How to transfer MatConvNet to Pytorch

Hi guys, I encounter a problem. I have a function in MatLab, but I need to realize this in PyTorch. Here is the function.

%%%%%%%%%%%%%%%%%%%%%%%%%%%%%%%%%%%%%
% Join the gradients (from the
% discriminator and the generator)
%%%%%%%%%%%%%%%%%%%%%%%%%%%%%%%%%%%%%
function d = join_gradients(dgdz_d, dgdz_f, kappa)
    % check kappa's range
    if kappa<0 || kappa>1
        error('kappa has to be in the [0,1] range!');
    end
    % join gradients
    d = dgdz_d;
    for d_i = 1:size(dgdz_d,1)
        d1 = dgdz_d(d_i,:,:,:);
        d2 = dgdz_f(d_i,:,:,:);
        if norm(d1(:))>norm(d2(:))
            d1 = d1*norm(d2(:))/norm(d1(:));
        else
            d2 = d2*norm(d1(:))/norm(d2(:));
        end
        d(d_i,:,:,:) = kappa*d1 + (1-kappa)*d2;
    end
end

I explain the meaning of this function. The dgdz_d is the gradient calculated from the loss, named as loss_1, and the dgdz_f is the gradient calculated from another loss, named as loss_2. The kappa is an coefficient to balance the two gradients.
Could I just use

loss = kappa * loss_1 + (1.0 - kappa) * loss_2
loss.backward()

to substitute this function in PyTorch?
If not, could you give me advice about how to realize this in PyTorch? Thanks a lot.

Hi,

Doing the weighting on the loss will definitely match the behavior of d(d_i,:,:,:) = kappa*d1 + (1-kappa)*d2; yes.
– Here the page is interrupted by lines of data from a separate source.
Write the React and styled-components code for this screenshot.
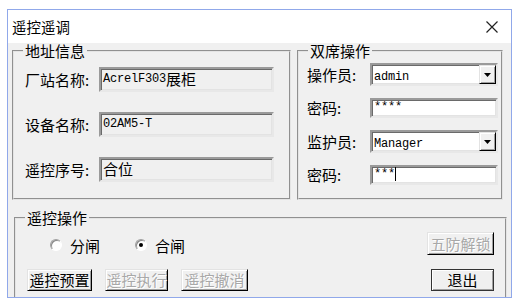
import React from 'react';
import styled, { createGlobalStyle } from 'styled-components';

const GlobalStyle = createGlobalStyle`
  body {
    margin: 0;
    background: #fff;
    font-family: "Noto Sans CJK SC", "Liberation Sans", sans-serif;
    color: #000;
  }
`;

const Window = styled.div`
  box-sizing: border-box;
  width: 505px;
  height: 289px;
  margin: 9px 0 0 7px;
  border: 1px solid #90a8ea;
  background: #f0f0f0;
  display: flex;
  flex-direction: column;
  overflow: hidden;
`;

const TitleBar = styled.div`
  height: 33px;
  flex: none;
  background: #fff;
  display: flex;
  align-items: center;
  justify-content: space-between;
  padding: 0 13px 0 4px;
  font-size: 14.5px;
`;

const Body = styled.div`
  display: flex;
  flex-direction: column;
`;

const TopRow = styled.div`
  display: flex;
  gap: 6px;
  padding-left: 4px;
`;

const Group = styled.fieldset`
  box-sizing: border-box;
  margin: 0;
  margin-left: ${p => p.$ml || 0}px;
  padding: 0;
  width: ${p => p.$w}px;
  height: ${p => p.$h}px;
  flex: none;
  border: 2px groove #e4e4e4;
  min-width: 0;
`;

const Legend = styled.legend`
  margin-left: 9px;
  padding: 0 2px;
  font-size: 15px;
  line-height: 16px;
`;

const FieldList = styled.div`
  display: flex;
  flex-direction: column;
  gap: ${p => p.$gap}px;
  padding: ${p => p.$pad};
`;

const Row = styled.div`
  display: flex;
  align-items: center;
`;

const Label = styled.span`
  width: ${p => p.$w}px;
  flex: none;
  font-size: 15px;
  line-height: 18px;
  white-space: nowrap;
`;

const Sunken = styled.div`
  box-sizing: border-box;
  width: ${p => p.$w}px;
  height: ${p => p.$h}px;
  border: 2px solid;
  border-color: #9a9a9a #e8e8e8 #e8e8e8 #9a9a9a;
  box-shadow: inset 1px 1px 0 #6a6a6a, inset -1px -1px 0 #e3e3e3;
  background: ${p => (p.$ro ? '#f0f0f0' : '#fff')};
  display: flex;
  align-items: center;
  padding-left: 2px;
  padding-bottom: 2px;
  font-size: 15px;
  white-space: nowrap;
  overflow: hidden;
`;

const Mono = styled.span`
  font-family: "Liberation Mono", "DejaVu Sans Mono", monospace;
  font-size: 12px;
  letter-spacing: -0.2px;
`;

const Caret = styled.span`
  display: inline-block;
  width: 1px;
  height: 14px;
  background: #000;
  vertical-align: middle;
`;

const SelectValue = styled.span`
  flex: 1;
`;

const ArrowBtn = styled.span`
  box-sizing: border-box;
  width: 17px;
  height: 19px;
  margin: 0 0 -2px 0;
  align-self: center;
  border: 1px solid;
  border-color: #e3e3e3 #000 #000 #e3e3e3;
  box-shadow: inset 1px 1px 0 #fff, inset -1px -1px 0 #a0a0a0;
  background: #f0f0f0;
  display: flex;
  align-items: center;
  justify-content: center;
`;

const ControlRow = styled.div`
  display: flex;
  align-items: center;
  justify-content: space-between;
  height: ${p => p.$h}px;
`;

const Radios = styled.div`
  display: flex;
  align-items: center;
  padding-left: 23px;
  margin-top: 3px;
`;

const Radio = styled.label`
  display: flex;
  align-items: center;
  gap: 8px;
  font-size: 15px;
  margin-right: ${p => p.$mr || 0}px;
`;

const RadioDot = styled.span`
  box-sizing: border-box;
  width: 12px;
  height: 12px;
  border-radius: 50%;
  border: 1px solid;
  border-color: #a0a0a0 #fff #fff #a0a0a0;
  box-shadow: inset 1px 1px 0 #8a8a8a;
  background: #fff;
  display: flex;
  align-items: center;
  justify-content: center;

  &::after {
    content: '';
    width: 4px;
    height: 4px;
    border-radius: 50%;
    background: ${p => (p.$on ? '#000' : 'transparent')};
  }
`;

const Buttons = styled.div`
  display: flex;
  gap: 13px;
`;

const Button = styled.button`
  box-sizing: border-box;
  width: ${p => p.$w}px;
  height: ${p => p.$h || 22}px;
  padding: 0;
  font-family: inherit;
  font-size: 15px;
  line-height: 16px;
  background: #f0f0f0;
  border: 1px solid;
  border-color: #e3e3e3 #000 #000 #e3e3e3;
  box-shadow: inset 1px 1px 0 #fff, inset -1px -1px 0 #a0a0a0;
  color: #000;
  outline: ${p => (p.$default ? '1px solid #333' : 'none')};
  outline-offset: -1px;

  &:disabled {
    color: #a8a8a8;
    text-shadow: 1px 1px 0 #fff;
  }
`;

const CloseIcon = () => (
  <svg width="12" height="12" viewBox="0 0 12 12">
    <path d="M0.5 0.5 L11.5 11.5 M11.5 0.5 L0.5 11.5" stroke="#222" strokeWidth="1.2" />
  </svg>
);

const DownArrow = () => (
  <svg width="7" height="4" viewBox="0 0 7 4">
    <path d="M0 0 H7 L3.5 4 Z" fill="#000" />
  </svg>
);

const Select = ({ value }) => (
  <Sunken $w={128} $h={23}>
    <SelectValue><Mono>{value}</Mono></SelectValue>
    <ArrowBtn><DownArrow /></ArrowBtn>
  </Sunken>
);

const addressRows = [
  { label: '厂站名称:', value: <><Mono>AcrelF303</Mono>展柜</> },
  { label: '设备名称:', value: <Mono>02AM5-T</Mono> },
  { label: '遥控序号:', value: '合位' },
];

export default function App() {
  return (
    <>
      <GlobalStyle />
      <Window>
        <TitleBar>
          <span>遥控遥调</span>
          <CloseIcon />
        </TitleBar>
        <Body>
          <TopRow>
            <Group $w={279} $h={157}>
              <Legend>地址信息</Legend>
              <FieldList $gap={20} $pad="8px 15px 0 11px">
                {addressRows.map(r => (
                  <Row key={r.label}>
                    <Label $w={74}>{r.label}</Label>
                    <Sunken $ro $w={175} $h={25}>{r.value}</Sunken>
                  </Row>
                ))}
              </FieldList>
            </Group>
            <Group $w={206} $h={157}>
              <Legend>双席操作</Legend>
              <FieldList $gap={12} $pad="4px 2px 0 8px">
                <Row>
                  <Label $w={63}>操作员:</Label>
                  <Select value="admin" />
                </Row>
                <Row>
                  <Label $w={63}>密码:</Label>
                  <Sunken $w={128} $h={20}><Mono>****</Mono></Sunken>
                </Row>
                <Row>
                  <Label $w={63}>监护员:</Label>
                  <Select value="Manager" />
                </Row>
                <Row>
                  <Label $w={63}>密码:</Label>
                  <Sunken $w={128} $h={20}><Mono>***</Mono><Caret /></Sunken>
                </Row>
              </FieldList>
            </Group>
          </TopRow>
          <Group $w={493} $h={110} $ml={6} style={{ marginTop: 10 }}>
            <Legend>遥控操作</Legend>
            <FieldList $gap={14} $pad="6px 11px 0 11px">
              <ControlRow $h={23}>
                <Radios>
                  <Radio $mr={35}><RadioDot />分闸</Radio>
                  <Radio><RadioDot $on />合闸</Radio>
                </Radios>
                <Button $w={67} $h={23} disabled>五防解锁</Button>
              </ControlRow>
              <ControlRow $h={22}>
                <Buttons>
                  <Button $w={65}>遥控预置</Button>
                  <Button $w={63} disabled>遥控执行</Button>
                  <Button $w={67} disabled>遥控撤消</Button>
                </Buttons>
                <Button $w={63} $default>退出</Button>
              </ControlRow>
            </FieldList>
          </Group>
        </Body>
      </Window>
    </>
  );
}
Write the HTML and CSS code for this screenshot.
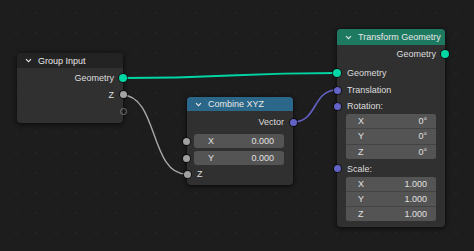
FILE: index.html
```html
<!DOCTYPE html>
<html>
<head>
<meta charset="utf-8">
<link rel="stylesheet" href="styles.css">
</head>
<body>
<div class="canvas">
  <svg class="links" width="474" height="251" viewBox="0 0 474 251">
    <path d="M123,78 C230,78 230,73 337,73" class="link geo"/>
    <path d="M293,122 C318,122 312,90 337,90" class="link vec"/>
    <path d="M122,95 C158,95 150,174 186,174" class="link flt"/>
  </svg>

  <div class="node n-group">
    <div class="header h-dark">
      <svg class="chev" width="7" height="5" viewBox="0 0 7 5"><path d="M1,1.2 L3.5,3.7 L6,1.2"/></svg>
      <span>Group Input</span>
    </div>
    <div class="body b-group">
      <div class="row out"><span>Geometry</span><i class="sock s-geo"></i></div>
      <div class="row out"><span>Z</span><i class="sock s-flt"></i></div>
      <div class="row out"><i class="sock s-empty"></i></div>
    </div>
  </div>

  <div class="node n-combine">
    <div class="header h-blue">
      <svg class="chev" width="7" height="5" viewBox="0 0 7 5"><path d="M1,1.2 L3.5,3.7 L6,1.2"/></svg>
      <span>Combine XYZ</span>
    </div>
    <div class="body b-combine">
      <div class="row out"><span>Vector</span><i class="sock s-vec"></i></div>
      <div class="field single f-x"><i class="sock in s-flt"></i><span>X</span><span>0.000</span></div>
      <div class="field single f-y"><i class="sock in s-flt"></i><span>Y</span><span>0.000</span></div>
      <div class="row in r-z"><i class="sock s-flt"></i><span>Z</span></div>
    </div>
  </div>

  <div class="node n-transform">
    <div class="header h-teal">
      <svg class="chev" width="7" height="5" viewBox="0 0 7 5"><path d="M1,1.2 L3.5,3.7 L6,1.2"/></svg>
      <span>Transform Geometry</span>
    </div>
    <div class="body b-transform">
      <div class="row out"><span>Geometry</span><i class="sock s-geo"></i></div>
      <div class="row in r-geoin"><i class="sock s-geo"></i><span>Geometry</span></div>
      <div class="row in r-trans"><i class="sock s-vec"></i><span>Translation</span></div>
      <div class="row in"><i class="sock s-vec"></i><span>Rotation:</span></div>
      <div class="stack rot">
        <div class="field"><span>X</span><span>0°</span></div>
        <div class="field"><span>Y</span><span>0°</span></div>
        <div class="field"><span>Z</span><span>0°</span></div>
      </div>
      <div class="row in r-scale"><i class="sock s-vec"></i><span>Scale:</span></div>
      <div class="stack scl">
        <div class="field"><span>X</span><span>1.000</span></div>
        <div class="field"><span>Y</span><span>1.000</span></div>
        <div class="field"><span>Z</span><span>1.000</span></div>
      </div>
    </div>
  </div>
</div>
</body>
</html>
```

FILE: styles.css
```css
* { box-sizing: border-box; }
html, body {
  margin: 0;
  padding: 0;
  background: #1d1d1d;
}
body {
  width: 474px;
  height: 251px;
  overflow: hidden;
  font-family: "Liberation Sans", Arial, sans-serif;
  font-size: 9px;
  color: #dedede;
  white-space: nowrap;
}
.canvas {
  position: relative;
  width: 474px;
  height: 251px;
  background-color: #1d1d1d;
  background-image: radial-gradient(circle, #242424 0.8px, transparent 1.1px);
  background-size: 20px 20px;
  background-position: 6px 3px;
}
.links {
  position: absolute;
  left: 0;
  top: 0;
  z-index: 0;
}
.link { fill: none; }
.link.geo { stroke: #00d6a3; stroke-width: 2; }
.link.vec { stroke: #6363c7; stroke-width: 1.6; }
.link.flt { stroke: #a8a8a8; stroke-width: 1.4; }

.node {
  position: absolute;
  z-index: 1;
  background: #303030;
  border-radius: 4px;
  box-shadow: 0 1px 4px 1px rgba(0,0,0,0.55);
}
.n-group { left: 17px; top: 53px; width: 106px; }
.n-combine { left: 187px; top: 97px; width: 106px; }
.n-transform { left: 337px; top: 29px; width: 108px; }

.header {
  display: flex;
  align-items: center;
  gap: 6px;
  padding-left: 8px;
  border-radius: 4px 4px 0 0;
  font-size: 9px;
  color: #e8e8e8;
}
.h-dark { background: #232323; height: 15px; }
.h-blue { background: #2b6788; height: 14px; }
.h-teal { background: #1d7a61; height: 16px; }
.chev { flex: none; }
.chev path { fill: none; stroke: #e6e6e6; stroke-width: 1.1; }

.body { display: flex; flex-direction: column; }
.b-group { padding: 1px 0 3px; }
.b-group .row { height: 17px; }
.b-combine { padding: 3px 0 3px; }
.b-transform { padding: 1px 0 6px; }

.row {
  position: relative;
  display: flex;
  align-items: center;
  height: 16px;
}
.row.out { justify-content: flex-end; padding-right: 9px; }
.row.in { padding-left: 10px; }

.sock {
  position: absolute;
  top: 50%;
  width: 7px;
  height: 7px;
  margin-top: -3.5px;
  border-radius: 50%;
  box-shadow: 0 0 0 1px rgba(0,0,0,0.6);
}
.row.out .sock { right: -3.5px; }
.row.in .sock, .sock.in { left: -3.5px; }
.s-geo { background: #00d6a3; width: 8px; height: 8px; margin-top: -4px; }
.row.out .s-geo { right: -4px; }
.row.in .s-geo { left: -4px; }
.s-vec { background: #6363c7; }
.s-flt { background: #a1a1a1; }
.s-empty { background: transparent; border: 1px solid #777; box-shadow: none; }

.field {
  display: flex;
  justify-content: space-between;
  align-items: center;
  padding: 0 9px 0 12px;
  color: #e0e0e0;
  background: #545454;
}
.field.single {
  position: relative;
  height: 14px;
  margin: 0 9px 0 7px;
  border-radius: 3px;
  padding-left: 14px;
  padding-right: 10px;
}
.field.single .sock.in { left: -11px; }
.f-x { margin-top: 4px !important; }
.f-y { margin-top: 3px !important; }
.r-z { margin-top: 1px; }

.r-geoin { margin-top: 3px; }
.r-trans { margin-top: 1px; }
.r-scale { margin-top: 2px; }

.stack {
  display: flex;
  flex-direction: column;
  margin: 0 9px;
  border-radius: 3px;
  overflow: hidden;
  gap: 1px;
  background: #444;
}
.rot .field { height: 14.33px; }
.scl .field { height: 14px; }
```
But there seem to be some renormalization happening here before the gradients are combined? I’m not sure I understand what it’s trying to do though.

Yes, in MatLab code, before joining the gradients, they normalize the two gradients. I think the aim of using normalization is to scale the two gradients to the same magnitude.

if norm(d1(:))>norm(d2(:))
    d1 = d1*norm(d2(:))/norm(d1(:));
else
    d2 = d2*norm(d1(:))/norm(d2(:));
end

If the norm of d1 is bigger than d2, it will scale d1 to the same magnitude of d1. Because d1 and d2 have the same magnitude, the kappa will work better.
So, How does PyTorch perform the same with this MatLab code?

Well if you want to do that. You cannot use a single loss.
You will have to backward each loss independently and save the gradients (with .clone()).
And then you can do the same code that check the norm of each gradient and compute the final gradient.

Thanks a lot.
According your advice, I write the following code in PyTorch.

# calculating the gradients of two losses
grads_loss_1 = autograd.grad(loss_1, model.parameters(), retain_graph=True)
grads_loss_2 = autograd.grad(loss_2, model.parameters(), retain_graph=False)
# update generator parameters gradients
for idx, p in enumerate(gen.parameters()):
    grad_1 = grads_loss_1[idx]
    grad_2 = grads_loss_2[idx]
    if torch.norm(grad_1, p=2) > torch.norm(grad_2, p=2):
        grad_1 = grad_1 * torch.norm(grad_2, p=2) / torch.norm(grad_1, p=2)
    else:
        grad_2 = grad_2 * torch.norm(grad_1, p=2) / torch.norm(grad_2, p=2)
    p.grad = (kappa * grad_1 + kappa * grad_2).clone()

It works well in my work. Please point it out, if you find any errors.
Thanks again for your suggestions!

Hi,

No error that I can see. it looks quite good!